There may not have been any other time in the post-WWII era that major central banks were encouraging higher wages. Companies in the US, Europe, and Japan have enjoyed a bounty of good earnings growth, and collectively are sitting on record levels of cash. Meanwhile, income and wealth disparities have emerged as a potent political force in the US and Europe.
Former US Treasury Secretary Summers has taken up our call to strengthen the one institution whose raise d’etre is to boost employee wages: trade unions. Summers’ recent op-ed pieces put the economic security of the middle class as the central issue in US politics today. Summers argues that the most important factor reconciling the strong corporate earnings growth and low wage growth lies in the disparity of bargaining power between employers and employees.

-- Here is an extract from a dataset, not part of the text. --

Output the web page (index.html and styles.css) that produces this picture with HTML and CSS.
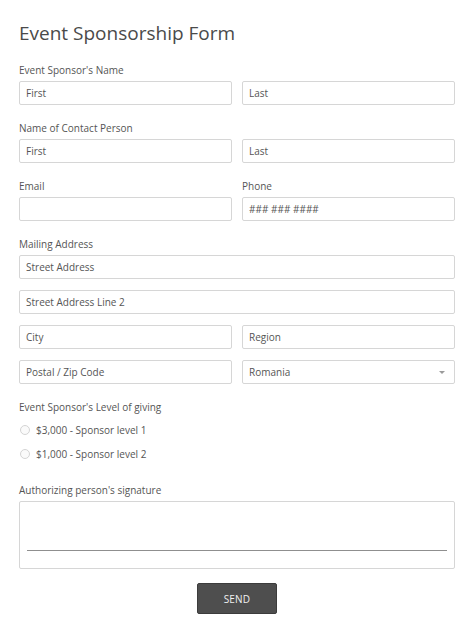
FILE: index.html
```html
<!DOCTYPE html>
<html lang="en">
<head>
<meta charset="utf-8">
<title>Event Sponsorship Form</title>
<link rel="stylesheet" href="styles.css">
</head>
<body>
<form class="form">
  <h1 class="form-title">Event Sponsorship Form</h1>

  <div class="field">
    <label class="field-label">Event Sponsor's Name</label>
    <div class="pair">
      <input class="text-input" type="text" placeholder="First">
      <input class="text-input" type="text" placeholder="Last">
    </div>
  </div>

  <div class="field">
    <label class="field-label">Name of Contact Person</label>
    <div class="pair">
      <input class="text-input" type="text" placeholder="First">
      <input class="text-input" type="text" placeholder="Last">
    </div>
  </div>

  <div class="pair">
    <div class="field">
      <label class="field-label">Email</label>
      <input class="text-input" type="email">
    </div>
    <div class="field">
      <label class="field-label">Phone</label>
      <input class="text-input" type="tel" placeholder="### ### ####">
    </div>
  </div>

  <div class="field">
    <label class="field-label">Mailing Address</label>
    <div class="stack">
      <input class="text-input" type="text" placeholder="Street Address">
      <input class="text-input" type="text" placeholder="Street Address Line 2">
      <div class="pair">
        <input class="text-input" type="text" placeholder="City">
        <input class="text-input" type="text" placeholder="Region">
      </div>
      <div class="pair">
        <input class="text-input" type="text" placeholder="Postal / Zip Code">
        <div class="select-wrap">
          <select class="select-input">
            <option>Romania</option>
          </select>
          <span class="select-caret"></span>
        </div>
      </div>
    </div>
  </div>

  <div class="field">
    <label class="field-label">Event Sponsor's Level of giving</label>
    <div class="radios">
      <label class="radio-row"><input class="radio" type="radio" name="level"><span>$3,000 - Sponsor level 1</span></label>
      <label class="radio-row"><input class="radio" type="radio" name="level"><span>$1,000 - Sponsor level 2</span></label>
    </div>
  </div>

  <div class="field field-signature">
    <label class="field-label">Authorizing person's signature</label>
    <div class="signature">
      <div class="signature-line"></div>
    </div>
  </div>

  <div class="actions">
    <button class="send" type="button">SEND</button>
  </div>
</form>
</body>
</html>
```

FILE: styles.css
```css
* {
  box-sizing: border-box;
}

html, body {
  margin: 0;
  background: #ffffff;
}

body {
  font-family: "Open Sans", "Noto Sans", sans-serif;
  color: #555555;
}

.form {
  padding: 20px 19px 0 19px;
  display: flex;
  flex-direction: column;
}

.form-title {
  margin: 0 0 17px 0;
  font-size: 19px;
  line-height: 26px;
  font-weight: 400;
  color: #4a4a4a;
}

.field {
  display: flex;
  flex-direction: column;
  margin-bottom: 16px;
}

.field-label {
  font-size: 10px;
  line-height: 14px;
  margin-bottom: 4px;
  color: #555555;
}

.pair {
  display: grid;
  grid-template-columns: 1fr 1fr;
  column-gap: 10px;
}

.stack {
  display: flex;
  flex-direction: column;
  gap: 11px;
}

.text-input,
.select-input {
  display: block;
  width: 100%;
  height: 24px;
  margin: 0;
  padding: 0 6px;
  border: 1px solid #d6d6d6;
  border-radius: 2px;
  background: #ffffff;
  font-family: "Open Sans", "Noto Sans", sans-serif;
  font-size: 10px;
  color: #555555;
  outline: none;
}

.text-input::placeholder {
  color: #555555;
  opacity: 1;
}

.select-wrap {
  position: relative;
  display: flex;
}

.select-input {
  appearance: none;
  -webkit-appearance: none;
}

/* small down caret drawn over the right end of the country select */
.select-caret {
  position: absolute;
  right: 10px;
  top: 11px;
  width: 0;
  height: 0;
  border-left: 3px solid transparent;
  border-right: 3px solid transparent;
  border-top: 3px solid #9a9a9a;
  pointer-events: none;
}

.radios {
  display: flex;
  flex-direction: column;
}

.radio-row {
  display: flex;
  align-items: center;
  height: 24px;
  font-size: 10px;
  color: #555555;
}

.radio {
  appearance: none;
  -webkit-appearance: none;
  width: 10px;
  height: 10px;
  margin: 0 6px 0 1px;
  border: 1px solid #d4d4d4;
  border-radius: 50%;
  background: #fafafa;
}

.field-signature {
  margin-top: 1px;
  margin-bottom: 14px;
}

.signature {
  height: 68px;
  border: 1px solid #d6d6d6;
  border-radius: 2px;
  padding: 48px 7px 0 7px;
}

.signature-line {
  height: 1px;
  background: #8f8f8f;
}

.actions {
  display: flex;
  justify-content: center;
}

.send {
  width: 80px;
  height: 31px;
  border: 1px solid #3c3c3c;
  border-radius: 2px;
  background: #4e4e4e;
  color: #f0f0f0;
  font-family: "Open Sans", "Noto Sans", sans-serif;
  font-size: 10px;
  letter-spacing: 0.2px;
  padding: 0;
}
```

On the one hand, Summers recognized that technology and the trade allow employers greater opportunity to replace workers with the machine, lower cost domestic labor, such as in the gig economy, or foreign workers. At the same time, Summers recognizes that leverage of the employees has been reduced for numerous reasons, including diminished savings. To his credit, Summers also recognizes that years of M&A activity and consumers increasingly have to purchase from monopolies or oligopolies.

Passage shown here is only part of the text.